Once served, the tenant has 24 hours to leave. If the tenant hasn’t vacated after that period, the sheriff returns with whatever labor and assistance is needed to physically remove the tenant and their belongings from the property.6Justia. Arkansas Code 18-16-507 – Writ of Possession – Definition

Landlords cannot skip this process. Changing locks, removing doors, shutting off utilities, or hauling a tenant’s belongings to the curb before the sheriff executes the writ are all considered illegal self-help evictions. The legal process exists for a reason, and landlords who take shortcuts expose themselves to liability.

What Happens to Belongings Left Behind

Arkansas law on abandoned property is blunt. Once a lease ends — whether voluntarily or through eviction — any property the tenant leaves behind is considered abandoned. The landlord can dispose of it however they choose, with no required notice period and no mandatory storage window.7Justia. Arkansas Code 18-16-108 – Property Left on Premises After Termination of Lease

On top of that, the landlord holds a lien on any property left on the premises for the payment of all amounts the tenant owed under the lease. In practice, this means the tenant’s abandoned belongings can be sold to offset unpaid rent.7Justia. Arkansas Code 18-16-108 – Property Left on Premises After Termination of Lease

When the sheriff physically removes a tenant, the statute directs that the tenant’s possessions be placed in a public warehouse or other reasonably safe storage location under the landlord’s control. But this storage provision applies to the sheriff’s removal process, not to a general obligation on the landlord after the fact. Tenants who think they may be evicted should make arrangements to move valuable belongings before enforcement day — waiting until after the writ is executed puts those belongings at serious risk.

Criminal Consequences for Tenants

Arkansas is one of the few states where a tenant who refuses to leave can face criminal charges through two separate paths.

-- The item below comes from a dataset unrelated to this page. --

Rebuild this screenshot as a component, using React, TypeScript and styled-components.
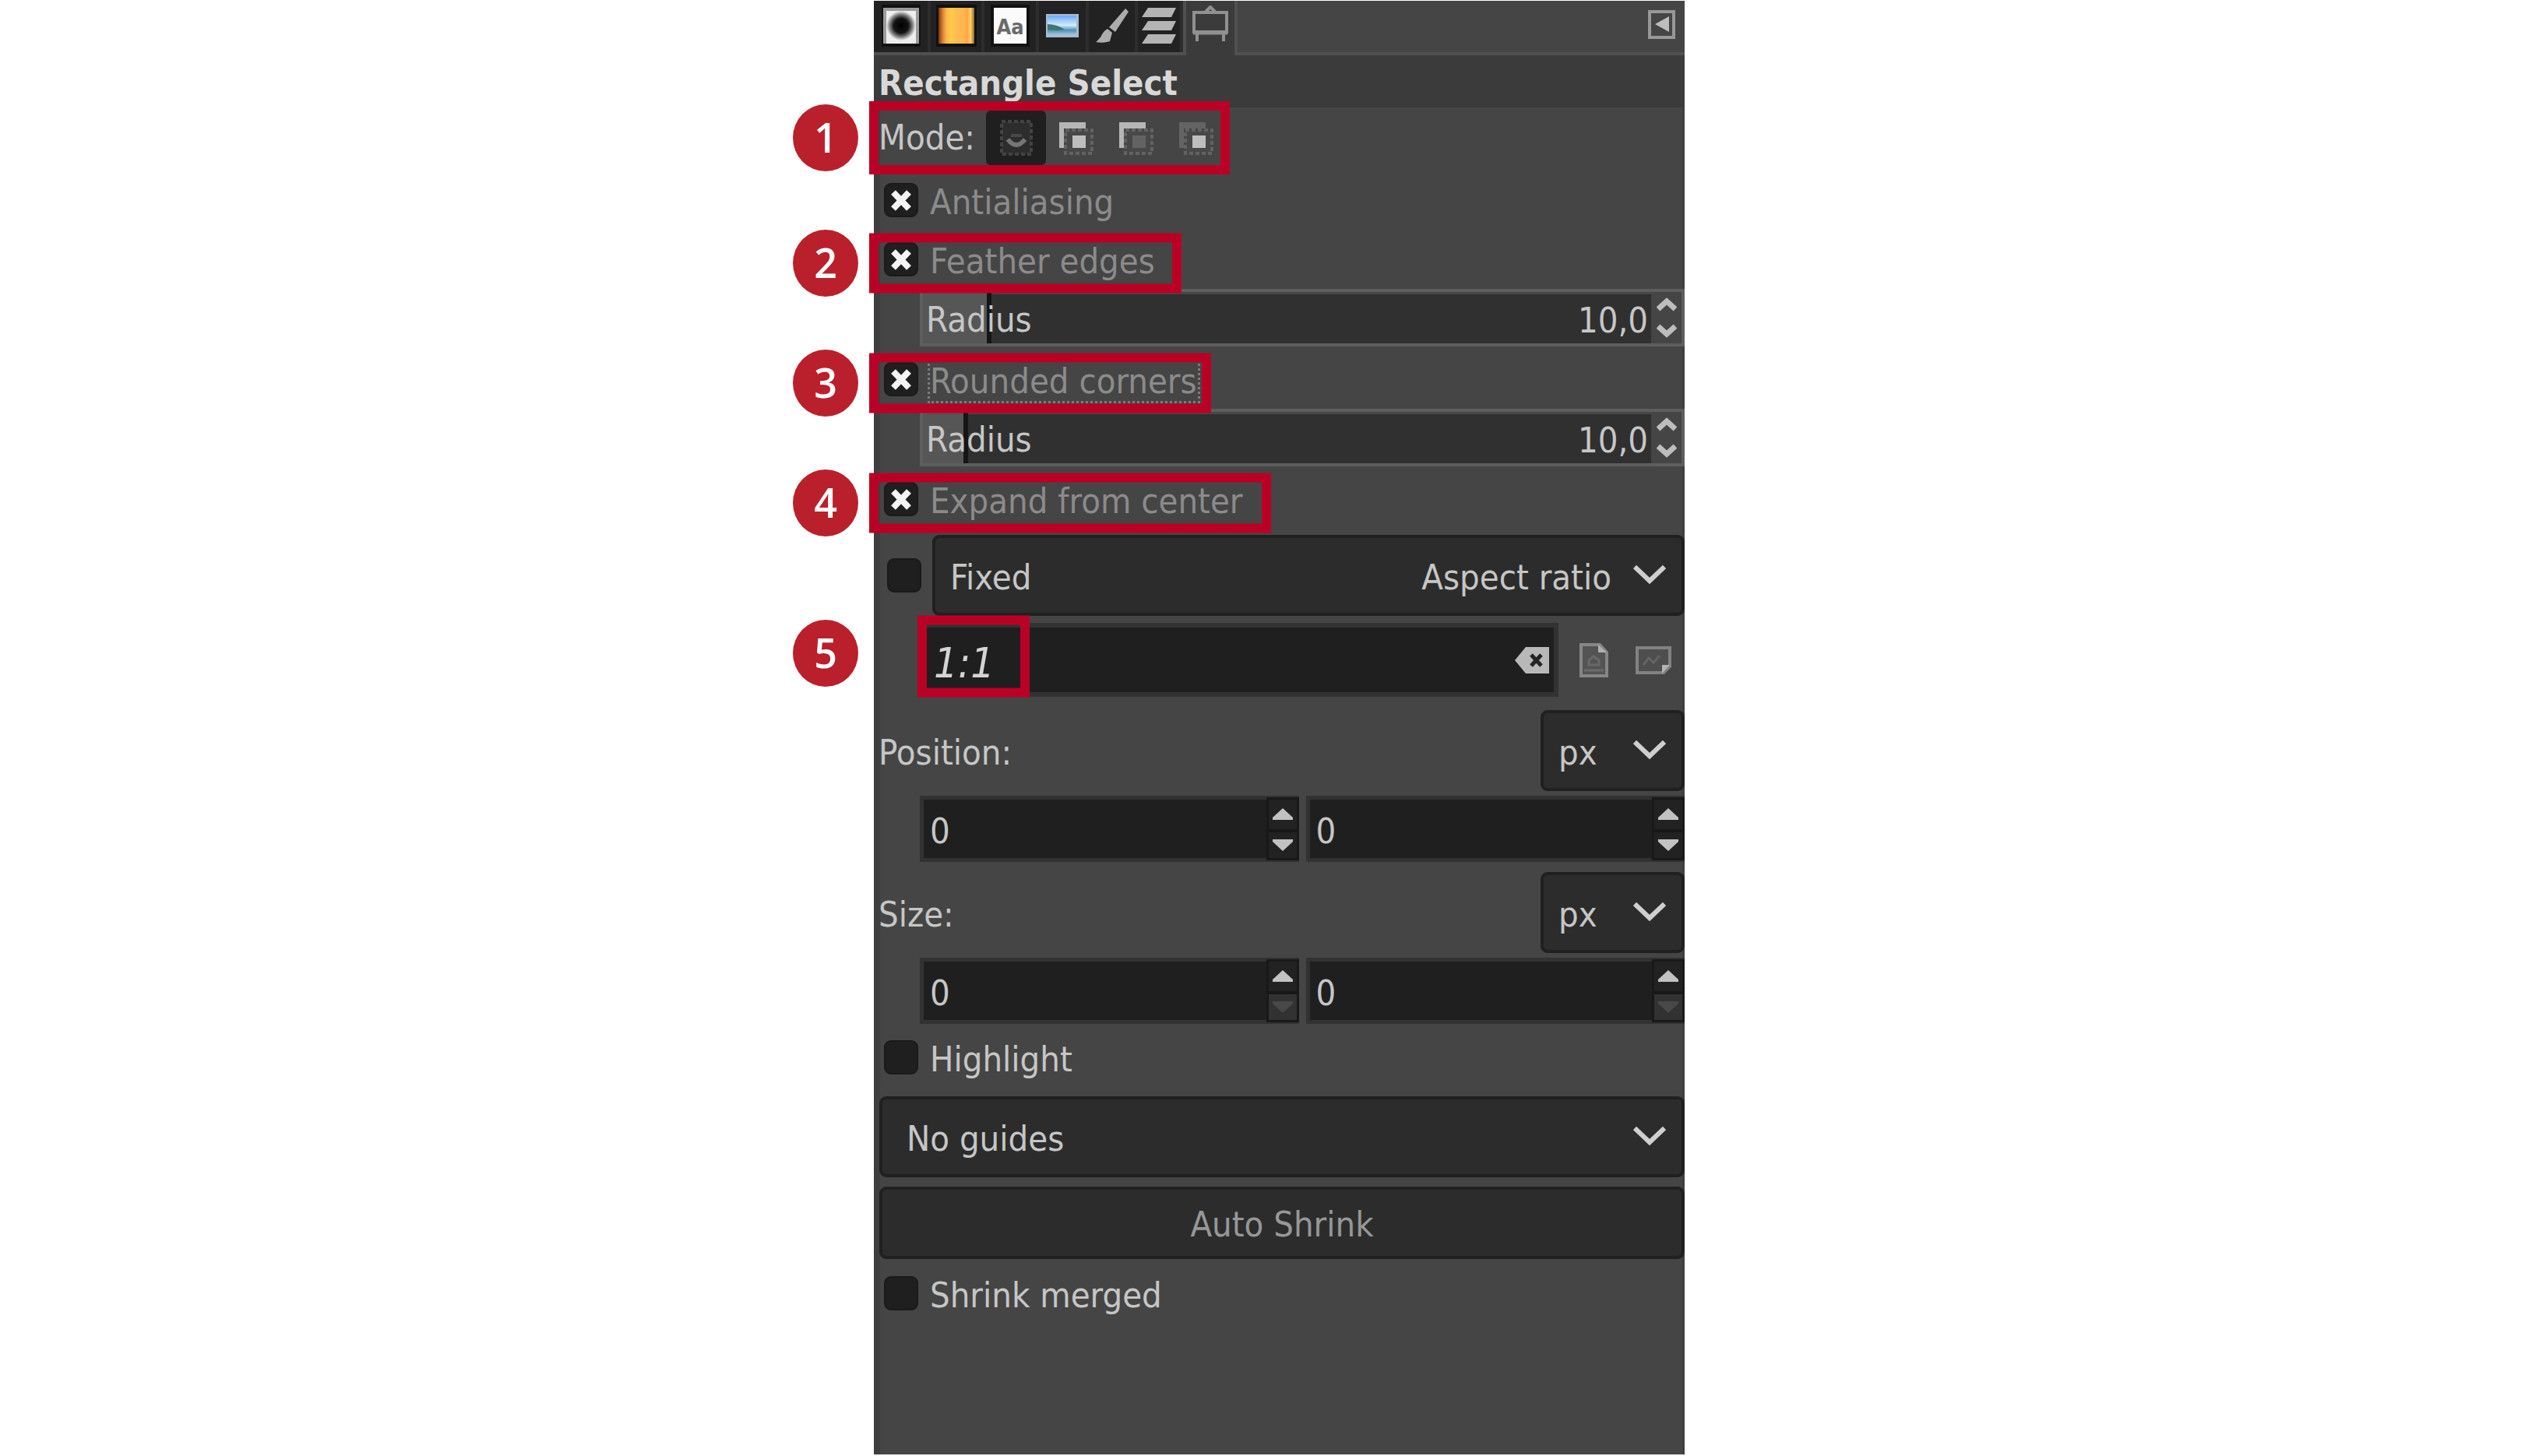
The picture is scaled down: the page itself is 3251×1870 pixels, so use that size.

The first is Arkansas’s criminal failure-to-vacate statute. When a tenant fails to pay rent and then refuses to leave after receiving 10 days’ written notice from the landlord, the tenant commits a misdemeanor. Each day the tenant stays past the notice period counts as a separate offense, though the fines are modest — between $1 and $25 per day.8Justia. Arkansas Code 18-16-101 – Failure to Pay Rent

The second is criminal trespass. A tenant who remains on the property after the writ of possession has been executed is no longer a tenant at all — they’re trespassing. Under Arkansas law, criminal trespass on leased premises is a Class C misdemeanor in the simplest case, but it escalates to a Class B misdemeanor if the property is an occupiable structure (which a rental home or apartment would be), and it can reach Class A misdemeanor or even felony level with prior convictions.9Justia. Arkansas Code 5-39-203 – Criminal Trespass

Long-Term Impact of an Eviction Record

An eviction filing creates a public court record that shows up in tenant screening reports for up to seven years — even if the tenant won the case or it was dismissed. Prospective landlords routinely run these screening checks, and many treat any eviction filing as a red flag regardless of the outcome. The filing itself, not just the judgment, can follow a renter for years and make it significantly harder to find housing.

Eviction records do not appear on traditional credit reports. However, if the landlord obtains a money judgment for unpaid rent and sends that debt to a collection agency, the collection account can show up on the tenant’s credit report for up to seven years from the date of the missed payment. That collection account can drag down a credit score and affect the tenant’s ability to qualify for loans or credit cards long after the eviction itself.

Tenants who successfully defend against an eviction or reach a settlement should check whether the court record was dismissed or sealed. Some landlords will agree to a stipulated dismissal as part of a move-out agreement, which produces a cleaner public record than a contested judgment. Tenants who find inaccurate eviction records on screening reports can dispute them directly with the screening company under federal consumer protection laws.